Ju-On: The Final Curse (呪怨 -ザ・ファイナル-, Ju-on -Za Fainaru-) is a 2015 Japanese supernatural horror film and the eleventh installment of the Ju-on franchise. The film is a direct sequel to Ju-on: The Beginning of the End, set in that film's continuity and was marketed as the final film in the Ju-on franchise. The film was produced and co-written by Takashige Ichise and directed and co-written by Masayuki Ochiai. The film was released on June 20, 2015.

==Plot==

Like previous films in the series, Ju-on: The Final Curse is told in an anachronistic order through eight vignettes titled after characters featured in the story. They are, in order: Mai (麻衣), Reo (玲央), Ena (絵菜), Madoka (まどか), Toshio (俊雄), Midori (碧), Sota (奏太), and Kayako (伽椰子). The synopsis presents a rough chronology of the film's plot.

Reo Hasegawa, a high school girl living with Maki, her single mother, gets to live with her maternal cousin, who has recently lost his parents. The boy is seemingly mute and acts strangely and after Reo's friends, Midori and Madoka, play with him, Reo tells them that he is none other than Toshio Saeki. Midori is then spooked by Toshio at a karaoke booth and also by the ghost of her sister Yayoi, who disappeared nine years ago. Yayoi's ghost kills Midori by shoving her head into the booth's ceiling. Madoka also finds out about the murder of Toshio's mother by her husband, who subsequently disappeared, and relays the information to Reo. Afterwards, Toshio's ghost fatally boils Madoka's body from the inside.

Reo sneaks into Toshio's room and finds him motionless. When she is grabbed by another Toshio, Reo freaks out and falls down the stairs. She and Maki board themselves from Kayako's ghost, but Reo tells Maki to leave the family since she brought in Toshio. Maki refuses and plans to kill Toshio to make up for her mistakes. However, Kayako slams Maki onto the floor and chokes her with her hair, killing her. Reo decides to kill Toshio herself but Kayako also kills her by snapping her back.

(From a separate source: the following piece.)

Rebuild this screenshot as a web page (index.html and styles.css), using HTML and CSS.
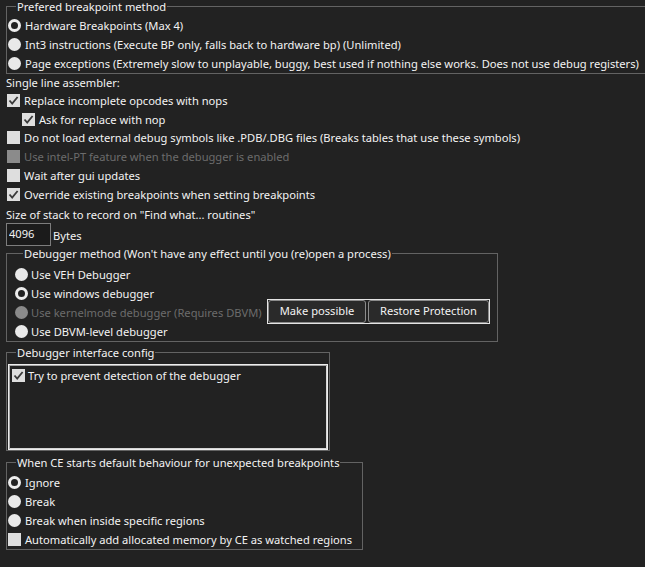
FILE: index.html
```html
<!DOCTYPE html>
<html>
<head>
<meta charset="utf-8">
<link rel="stylesheet" href="styles.css">
</head>
<body>
<div class="page">
  <fieldset class="group g1">
    <legend>Prefered breakpoint method</legend>
    <div class="row"><span class="radio on"></span><span>Hardware Breakpoints (Max 4)</span></div>
    <div class="row"><span class="radio"></span><span>Int3 instructions (Execute BP only, falls back to hardware bp) (Unlimited)</span></div>
    <div class="row"><span class="radio"></span><span>Page exceptions (Extremely slow to unplayable, buggy, best used if nothing else works. Does not use debug registers)</span></div>
  </fieldset>

  <div class="label single">Single line assembler:</div>
  <div class="row crow"><span class="check"><svg viewBox="0 0 13 13"><polyline points="2.5,6.5 5.2,9.6 10.6,3"/></svg></span><span>Replace incomplete opcodes with nops</span></div>
  <div class="row crow sub"><span class="check"><svg viewBox="0 0 13 13"><polyline points="2.5,6.5 5.2,9.6 10.6,3"/></svg></span><span>Ask for replace with nop</span></div>
  <div class="row crow"><span class="check"></span><span>Do not load external debug symbols like .PDB/.DBG files (Breaks tables that use these symbols)</span></div>
  <div class="row crow"><span class="check dis"></span><span class="dis-text">Use intel-PT feature when the debugger is enabled</span></div>
  <div class="row crow"><span class="check"></span><span>Wait after gui updates</span></div>
  <div class="row crow"><span class="check"><svg viewBox="0 0 13 13"><polyline points="2.5,6.5 5.2,9.6 10.6,3"/></svg></span><span>Override existing breakpoints when setting breakpoints</span></div>

  <div class="label stack">Size of stack to record on "Find what... routines"</div>
  <div class="numrow"><input class="num" type="text" value="4096"><span class="unit">Bytes</span></div>

  <fieldset class="group g2">
    <legend>Debugger method (Won't have any effect until you (re)open a process)</legend>
    <div class="row"><span class="radio"></span><span>Use VEH Debugger</span></div>
    <div class="row"><span class="radio on"></span><span>Use windows debugger</span></div>
    <div class="row"><span class="radio dis"></span><span class="dis-text">Use kernelmode debugger (Requires DBVM)</span>
      <div class="btnpanel"><button class="btn b1">Make possible</button><button class="btn b2">Restore Protection</button></div>
    </div>
    <div class="row"><span class="radio"></span><span>Use DBVM-level debugger</span></div>
  </fieldset>

  <fieldset class="group g3">
    <legend>Debugger interface config</legend>
    <div class="listbox">
      <div class="row"><span class="check"><svg viewBox="0 0 13 13"><polyline points="2.5,6.5 5.2,9.6 10.6,3"/></svg></span><span>Try to prevent detection of the debugger</span></div>
    </div>
  </fieldset>

  <fieldset class="group g4">
    <legend>When CE starts default behaviour for unexpected breakpoints</legend>
    <div class="row"><span class="radio on"></span><span>Ignore</span></div>
    <div class="row"><span class="radio"></span><span>Break</span></div>
    <div class="row"><span class="radio"></span><span>Break when inside specific regions</span></div>
    <div class="row"><span class="check"></span><span>Automatically add allocated memory by CE as watched regions</span></div>
  </fieldset>
</div>
</body>
</html>
```

FILE: styles.css
```css
html, body {
  margin: 0;
  padding: 0;
  background: #222222;
}
body {
  width: 645px;
  height: 567px;
  overflow: hidden;
  font-family: "Noto Sans", "Open Sans", sans-serif;
  font-size: 11.15px;
  color: #f3f3f3;
}
.page {
  padding-left: 6px;
  display: flex;
  flex-direction: column;
  align-items: flex-start;
}
.group {
  margin: 0;
  padding: 0;
  min-width: 0;
  box-sizing: border-box;
  border: 1px solid #636363;
}
.group legend {
  margin-left: 8px;
  padding: 0 1px;
  line-height: 13px;
}
.row {
  display: flex;
  align-items: center;
  height: 19px;
  gap: 4px;
  white-space: nowrap;
}
.radio {
  flex: none;
  width: 13px;
  height: 13px;
  border-radius: 50%;
  background: #e9e9e9;
  box-sizing: border-box;
}
.radio.on {
  background: #222222;
  border: 3px solid #ededed;
}
.radio.dis {
  background: #8a8a8a;
}
.check {
  flex: none;
  width: 13px;
  height: 13px;
  background: #dedede;
  display: flex;
}
.check svg {
  width: 13px;
  height: 13px;
}
.check polyline {
  fill: none;
  stroke: #3a3a3a;
  stroke-width: 1.8;
}
.check.dis {
  background: #8b8b8b;
}
.dis-text {
  color: #6c6c6c;
}

/* group 1 */
.g1 {
  width: 700px;
  padding: 3px 0 0 1px;
}

.label {
  white-space: nowrap;
}
.single {
  height: 17px;
  line-height: 17px;
}
.crow {
  height: 18.8px;
  padding-left: 1px;
}
.crow.sub {
  padding-left: 16px;
}
.stack {
  margin-top: 1px;
  height: 18px;
  line-height: 20px;
}
.numrow {
  display: flex;
  align-items: center;
  gap: 2px;
}
.num {
  box-sizing: border-box;
  width: 45px;
  height: 23px;
  margin: 0;
  padding: 0 0 1px 2px;
  border: 1px solid #7d7d7d;
  background: #1b1b1b;
  color: #f3f3f3;
  font: inherit;
  outline: none;
}
.unit {
  padding-top: 3px;
}

/* group 2 */
.g2 {
  width: 492px;
  margin-top: 1px;
  padding: 5px 7px 0 8px;
}
.g2 .row {
  gap: 3px;
}
.btnpanel {
  margin-left: auto;
  margin-bottom: 2px;
  display: flex;
  flex: none;
  gap: 2px;
  border: 1px solid #e4e4e4;
}
.btn {
  box-sizing: border-box;
  height: 23px;
  margin: 0;
  padding: 0 0 1px;
  border: 1px solid #8c8c8c;
  border-radius: 3px;
  background: #2a2a2a;
  color: #f3f3f3;
  font: inherit;
}
.b1 { width: 98px; }
.b2 { width: 121px; }

/* group 3 */
.g3 {
  width: 324px;
  margin-top: 4px;
  padding: 5px 1px 0 1px;
}
.listbox {
  height: 86px;
  box-sizing: border-box;
  border: 1px solid #ededed;
  box-shadow: inset 1px 1px 0 #a5a5a5, inset -1px -1px 0 #d5d5d5;
  padding: 1px 2px 0 3px;
}
.listbox .row {
  gap: 3px;
}

/* group 4 */
.g4 {
  width: 357px;
  margin-top: 5px;
  padding: 4px 0 0 1px;
}
```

Meanwhile, Mai Shono, a hotel staff member, is concerned about her younger sister, Yui, who disappeared mysteriously. Mai sees visions of Yui telling her about Toshio and also receives a voice mail containing Kayako's death rattle. Receiving Yui's belongings, Mai finds a book containing Toshio's address but learns that the Saeki house has been demolished and barred from being built again by Kyosuke Takeda, who believes that the curse would die if the house was gone. Mai asks Kyosuke for Reo's address but finds her house empty. Mai's boyfriend, the train station guard Sota Kitamura, questions Ena, a psychic girl living near Reo's house, as she has been recording Toshio's activities. Sota has a vision of Ena wanting to play with Toshio in the afterlife, which disturbs him. Sota then goes to Reo's house and is choked by Toshio but he fatally chokes him back. Nonetheless, Sota is disturbed by his murder and believes the curse wouldn't die either way. Kayako enters his house and suffocates him to death.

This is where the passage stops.